Social media was a hot topic this week, as LinkedIn introduced its new stories feature to the world. Not dissimilar to the stories feature on other platforms, LinkedIn’s stories will enable users to publish photos and videos (up to 20 seconds) via the platform’s mobile app.
Trends of the week include Supermarket Price Wars, Sustainable Fashion and Home Cooking.
Christmas Price War
First up – supermarkets are gearing up for a very merry Christmas Price war. Both Waitrose and Co-op are set to cut prices on products by up to 15% as supermarkets prepare to fight it out for customers in a value-dominated market.
Waitrose will lower prices on more than 200 of its basic own-label products by an average of more than 15%, while the Co-op will invest £50m in lowering prices across 300 essential products.
The cuts are a response to rivals Aldi and Lidl who fired the starting gun on a new price war in the summer.
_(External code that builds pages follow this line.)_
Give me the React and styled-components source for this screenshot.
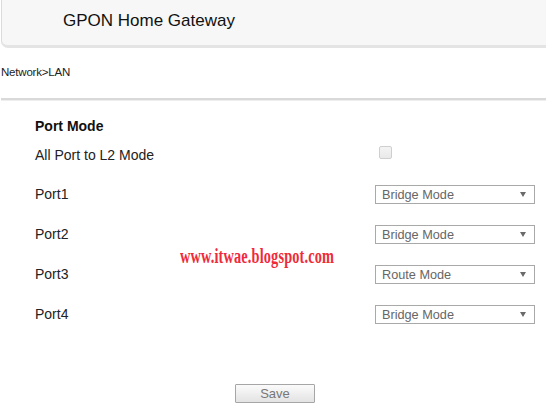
import React from "react";
import styled, { createGlobalStyle } from "styled-components";

const Global = createGlobalStyle`
  html, body { margin: 0; padding: 0; background: #fff; overflow: hidden; }
  body { font-family: "Liberation Sans", Arial, sans-serif; color: #222; }
`;

const Page = styled.div`
  position: relative;
  width: 546px;
  height: 409px;
  overflow: hidden;
`;

const Header = styled.header`
  height: 43px;
  margin-left: 1px;
  margin-right: -12px;
  background: #f7f7f7;
  border-left: 1px solid #dcdcdc;
  border-bottom: 3px solid #e4e4e4;
  border-bottom-left-radius: 7px;
  display: flex;
  align-items: center;
  padding-left: 61px;
  padding-bottom: 2px;
  box-sizing: content-box;
`;

const Title = styled.h1`
  margin: 0;
  font-size: 17px;
  font-weight: normal;
  color: #111;
  line-height: 20px;
  transform: translateY(-1px);
`;

const Breadcrumb = styled.div`
  font-size: 11.5px;
  line-height: 14px;
  color: #222;
  padding: 17px 0 0 1px;
  letter-spacing: -0.2px;
`;

const Divider = styled.div`
  margin: 19px 0 0 1px;
  height: 2px;
  background: #d9d9d9;
  border-bottom: 1px solid #eeeeee;
`;

const Form = styled.section`
  padding: 14px 0 0 35px;
`;

const Row = styled.div`
  display: grid;
  grid-template-columns: 340px 160px;
  align-items: center;
  height: ${(p) => p.$h || 40}px;
`;

const SectionTitle = styled.div`
  font-size: 14px;
  font-weight: bold;
  color: #111;
`;

const Label = styled.div`
  font-size: 14px;
  color: #222;
`;

const Check = styled.span`
  display: block;
  width: 11px;
  height: 11px;
  margin: 0 0 5px 4px;
  border: 1px solid #cfcfcf;
  border-radius: 2px;
  background: linear-gradient(#f4f4f4, #e9e9e9);
`;

const SelectWrap = styled.div`
  position: relative;
  width: 160px;
  height: 19px;
`;

const Select = styled.select`
  appearance: none;
  -webkit-appearance: none;
  width: 160px;
  height: 19px;
  margin: 0;
  padding: 0 0 0 6px;
  border: 1px solid #a9a9a9;
  border-radius: 0;
  background: #fff;
  font-family: "Liberation Sans", Arial, sans-serif;
  font-size: 12.7px;
  color: #666;
  outline: none;
`;

const Arrow = styled.svg`
  position: absolute;
  right: 9px;
  top: 7px;
  pointer-events: none;
`;

const Actions = styled.div`
  display: flex;
  padding: 50px 0 0 235px;
`;

const Button = styled.button`
  width: 80px;
  height: 19px;
  padding: 0;
  border: 1px solid #a6a6a6;
  border-radius: 1px;
  background: linear-gradient(#fbfbfb, #e3e3e3);
  font-family: "Liberation Sans", Arial, sans-serif;
  font-size: 13px;
  color: #777;
  line-height: 17px;
`;

const Watermark = styled.div`
  position: absolute;
  left: 180px;
  top: 244px;
  font-family: "Liberation Serif", "Times New Roman", serif;
  font-weight: bold;
  font-size: 20.5px;
  line-height: 24px;
  color: #ef2b3b;
  white-space: nowrap;
  transform: scaleX(0.7);
  transform-origin: left center;
  letter-spacing: 0.2px;
`;

const ModeSelect = ({ value }) => (
  <SelectWrap>
    <Select defaultValue={value}>
      <option>Bridge Mode</option>
      <option>Route Mode</option>
    </Select>
    <Arrow width="6" height="5" viewBox="0 0 6 5">
      <path d="M0 0H6L3 5Z" fill="#6a6a6a" />
    </Arrow>
  </SelectWrap>
);

const ports = [
  { name: "Port1", mode: "Bridge Mode" },
  { name: "Port2", mode: "Bridge Mode" },
  { name: "Port3", mode: "Route Mode" },
  { name: "Port4", mode: "Bridge Mode" },
];

export default function App() {
  return (
    <Page>
      <Global />
      <Header>
        <Title>GPON Home Gateway</Title>
      </Header>
      <Breadcrumb>Network&gt;LAN</Breadcrumb>
      <Divider />
      <Form>
        <Row $h={21}>
          <SectionTitle>Port Mode</SectionTitle>
        </Row>
        <Row $h={38}>
          <Label>All Port to L2 Mode</Label>
          <Check />
        </Row>
        {ports.map((p) => (
          <Row key={p.name}>
            <Label>{p.name}</Label>
            <ModeSelect value={p.mode} />
          </Row>
        ))}
      </Form>
      <Actions>
        <Button>Save</Button>
      </Actions>
      <Watermark>www.itwae.blogspot.com</Watermark>
    </Page>
  );
}
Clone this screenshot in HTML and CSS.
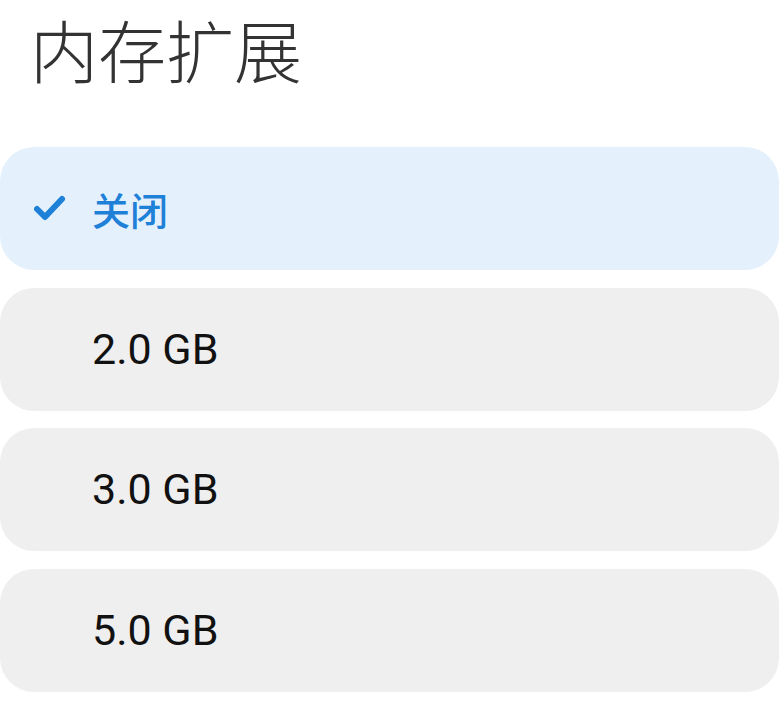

Pubs and bars face closures again as a result of the latest tiered lockdown measures brought in by the government to combat the pandemic. As residents in tier 2 or 3 areas are unable to eat out (or in for that matter) with people outside of their household, home cooking is on the rise again.
Several factors are contributing to the continued prevalence of home cooking. Many people feel unsafe going to restaurants, but the decline in dine-in traffic isn’t the only reason people are turning on their stoves and ovens more often. Consumers who are working from home no longer stop for breakfast or coffee on their commute, nor do they frequent the lunch spots around their offices.
For many, financial concerns are also a catalyst for more home-cooked meals, which come at a lower cost and often create leftovers that can be stretched much further than restaurant meals.
Brands are jumping on the back of this trend, as this week saw the release of Sauce Shop’s ‘cook-in’ trio.
On Wednesday, Allbirds launched its first apparel range, expanding its offering beyond footwear and accessories, signalling growth in the sustainable fashion space.
The move into this new category marks a big jump for Allbirds, which shot to success — becoming a billion-dollar unicorn in 2018 — thanks to a growing wave of awareness among consumers of the environmental impact of fast fashion. It has also garnered huge popularity within the Silicon Valley tech community.
In fact, following Allbirds’ sustainable blueprint might just be the way for the global fashion industry to recover from staggering losses caused by COVID-19, worth an estimated 2.5 trillion annually.